Code that builds pages
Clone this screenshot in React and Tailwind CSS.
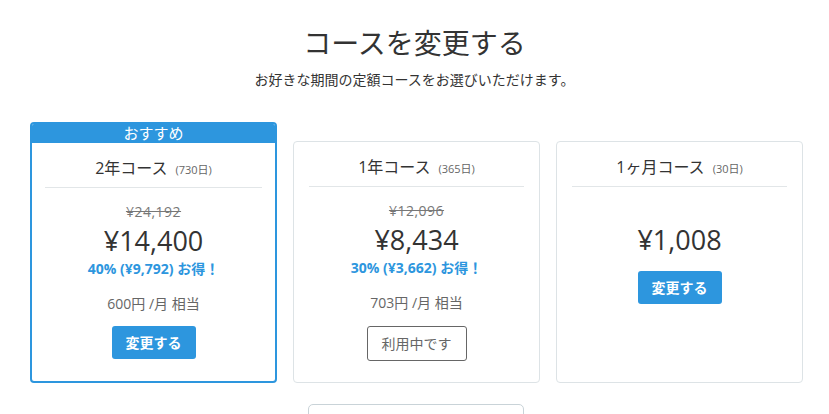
import React from 'react';

const plans = [
  {
    name: '2年コース',
    days: '730日',
    listPrice: '¥24,192',
    price: '¥14,400',
    saving: '40% (¥9,792) お得！',
    monthly: '600円 /月 相当',
    recommended: true,
    current: false,
  },
  {
    name: '1年コース',
    days: '365日',
    listPrice: '¥12,096',
    price: '¥8,434',
    saving: '30% (¥3,662) お得！',
    monthly: '703円 /月 相当',
    recommended: false,
    current: true,
  },
  {
    name: '1ヶ月コース',
    days: '30日',
    price: '¥1,008',
    recommended: false,
    current: false,
  },
];

const PlanCard = ({ plan }) => {
  const body = (
    <div className="flex flex-col items-center h-[240px]">
      {/* Header */}
      <div className="w-full px-[15px]">
        <div className="flex items-baseline justify-center pt-[13px] pb-[7px] border-b border-[#e2e6e8]">
          <span className="text-[16px] leading-[24px] text-[#333]">{plan.name}</span>
          <span className="ml-[8px] text-[11px] text-[#666]">({plan.days})</span>
        </div>
      </div>

      {/* Price */}
      <div className="mt-[14px] h-[20px] text-[14px] leading-[20px] tracking-[0.5px] text-[#777] line-through">
        {plan.listPrice}
      </div>
      <div className="text-[27px] leading-[38px] text-[#333]">{plan.price}</div>

      {plan.saving && (
        <>
          <div className="text-[14px] leading-[18px] font-bold text-[#2d96de]">{plan.saving}</div>
          <div className="mt-[16px] text-[14px] leading-[20px] text-[#666]">{plan.monthly}</div>
        </>
      )}

      {/* Action */}
      {plan.current ? (
        <button className="mt-[13px] h-[35px] px-[14px] border border-[#666] rounded-[3px] text-[14px] text-[#666] bg-white">
          利用中です
        </button>
      ) : (
        <button className="mt-[12px] h-[33px] w-[84px] rounded-[3px] bg-[#2d96de] text-white text-[14px] font-bold">
          変更する
        </button>
      )}
    </div>
  );

  if (plan.recommended) {
    return (
      <div className="w-[247px] border-2 border-[#2d96de] rounded-[4px] bg-white overflow-hidden">
        <div className="h-[19px] bg-[#2d96de] text-white text-[15px] leading-[19px] text-center">おすすめ</div>
        <div className="-mx-[2px] -mb-[2px]">{body}</div>
      </div>
    );
  }

  return (
    <div className="w-[247px] border border-[#dde3e6] rounded-[4px] bg-white">
      {body}
    </div>
  );
};

export default function App() {
  return (
    <div
      className="w-[829px] h-[414px] overflow-hidden bg-white"
      style={{ fontFamily: '"Open Sans", "Noto Sans CJK JP", sans-serif' }}
    >
      <div className="flex flex-col items-center pt-[24px]">
        <h1 className="text-[28px] leading-[38px] text-[#333]">コースを変更する</h1>
        <p className="mt-[6px] text-[14px] leading-[24px] text-[#333]">お好きな期間の定額コースをお選びいただけます。</p>
      </div>

      <div className="flex items-end gap-4 pl-[30px] mt-[30px]">
        {plans.map((plan) => (
          <PlanCard key={plan.name} plan={plan} />
        ))}
      </div>

      <div className="mt-[21px] ml-[308px] w-[216px] h-[40px] border border-[#c9d3d8] rounded-[5px]" />
    </div>
  );
}
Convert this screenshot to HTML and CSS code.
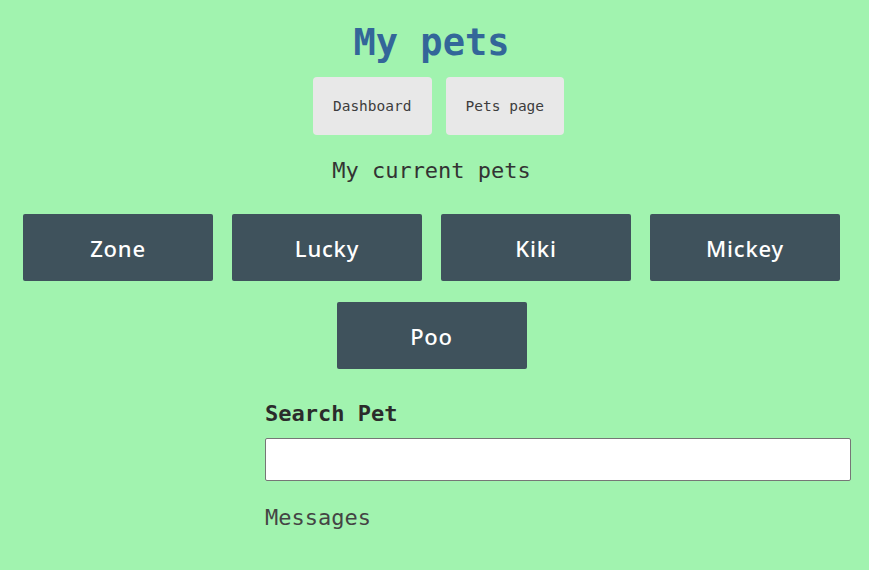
FILE: index.html
```html
<!DOCTYPE html>
<html>
<head>
<meta charset="utf-8">
<title>My pets</title>
<link rel="stylesheet" href="styles.css">
</head>
<body>
<div class="page">
  <h1 class="title">My pets</h1>
  <nav class="nav">
    <a class="nav-link" href="#">Dashboard</a>
    <a class="nav-link" href="#">Pets page</a>
  </nav>
  <h2 class="subtitle">My current pets</h2>
  <div class="pets">
    <a class="pet" href="#">Zone</a>
    <a class="pet" href="#">Lucky</a>
    <a class="pet" href="#">Kiki</a>
    <a class="pet" href="#">Mickey</a>
    <a class="pet" href="#">Poo</a>
  </div>
  <div class="search">
    <label class="search-label" for="search-box">Search Pet</label>
    <input class="search-input" id="search-box" type="text">
    <h2 class="messages">Messages</h2>
  </div>
</div>
</body>
</html>
```

FILE: styles.css
```css
html, body {
  margin: 0;
  padding: 0;
  background: #a1f3af;
}
body {
  font-family: "DejaVu Sans Mono", monospace;
  color: #333;
}
.page {
  padding: 20px 18px 0 12px;
}
.title {
  margin: 0;
  font-size: 37px;
  line-height: 46px;
  font-weight: bold;
  color: #336699;
  text-align: center;
}
.nav {
  margin-top: 11px;
  display: flex;
  justify-content: center;
  gap: 14px;
  padding-left: 14px;
}
.nav-link {
  display: block;
  padding: 20px 20px;
  font-size: 14.5px;
  line-height: 18px;
  background: #e8e8e8;
  color: #3d3d3d;
  text-decoration: none;
  border-radius: 4px;
}
.subtitle {
  margin: 22px 0 0;
  font-size: 22px;
  line-height: 28px;
  font-weight: normal;
  text-align: center;
  color: #333;
}
.pets {
  margin-top: 29px;
  display: flex;
  flex-wrap: wrap;
  justify-content: center;
  gap: 21px 19px;
}
.pet {
  width: 190px;
  height: 67px;
  display: flex;
  align-items: center;
  justify-content: center;
  background: #3f525c;
  border-radius: 2px;
  color: #fff;
  font-family: "Noto Sans", sans-serif;
  font-size: 22px;
  font-weight: 500;
  letter-spacing: 0.8px;
  text-decoration: none;
}
.search {
  margin-left: 253px;
  margin-top: 31px;
}
.search-label {
  display: block;
  font-size: 22px;
  line-height: 28px;
  font-weight: bold;
  color: #2b2b2b;
}
.search-input {
  display: block;
  box-sizing: border-box;
  width: 100%;
  height: 43px;
  margin-top: 10px;
  border: 1px solid #767676;
  border-radius: 2px;
  background: #fff;
}
.messages {
  margin: 23px 0 0;
  font-size: 22px;
  line-height: 28px;
  font-weight: normal;
  color: #444;
}
```
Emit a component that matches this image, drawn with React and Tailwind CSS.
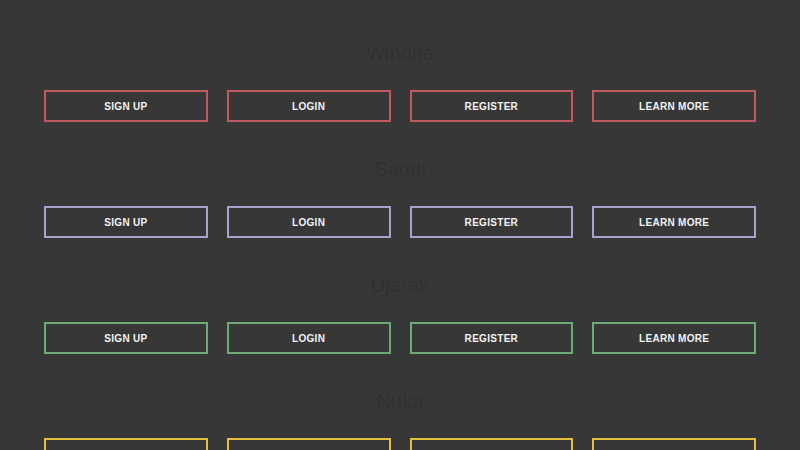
const sections = [
  { title: "Winona", border: "border-[#c05a60]" },
  { title: "Saqui", border: "border-[#a8a2cc]" },
  { title: "Ujarak", border: "border-[#6cab74]" },
  { title: "Nuka", border: "border-[#e6c03c]" },
];

const labels = ["Sign up", "Login", "Register", "Learn more"];

export default function App() {
  return (
    <div
      className="w-[800px] h-[450px] overflow-hidden bg-[#373737] px-[44px] pt-[39px]"
      style={{ fontFamily: '"Liberation Sans", Arial, sans-serif' }}
    >
      {sections.map((s) => (
        <section key={s.title} className="pb-[33px]">
          <h2 className="h-7 leading-7 text-center text-[20px] text-[#303030] font-normal">
            {s.title}
          </h2>
          <div className="mt-[23px] grid grid-cols-4 gap-[19px]">
            {labels.map((l) => (
              <button
                key={l}
                className={`h-[32px] border-2 ${s.border} bg-transparent text-[#f2f2f2] text-[10px] font-bold uppercase tracking-[0.03em]`}
              >
                {l}
              </button>
            ))}
          </div>
        </section>
      ))}
    </div>
  );
}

_What you should do_: From the entries above, extract each line containing "React".

_Exercise solution_:
Clone this screenshot in React and Tailwind CSS.
import React from 'react';
Emit a component that matches this image, drawn with React and Tailwind CSS.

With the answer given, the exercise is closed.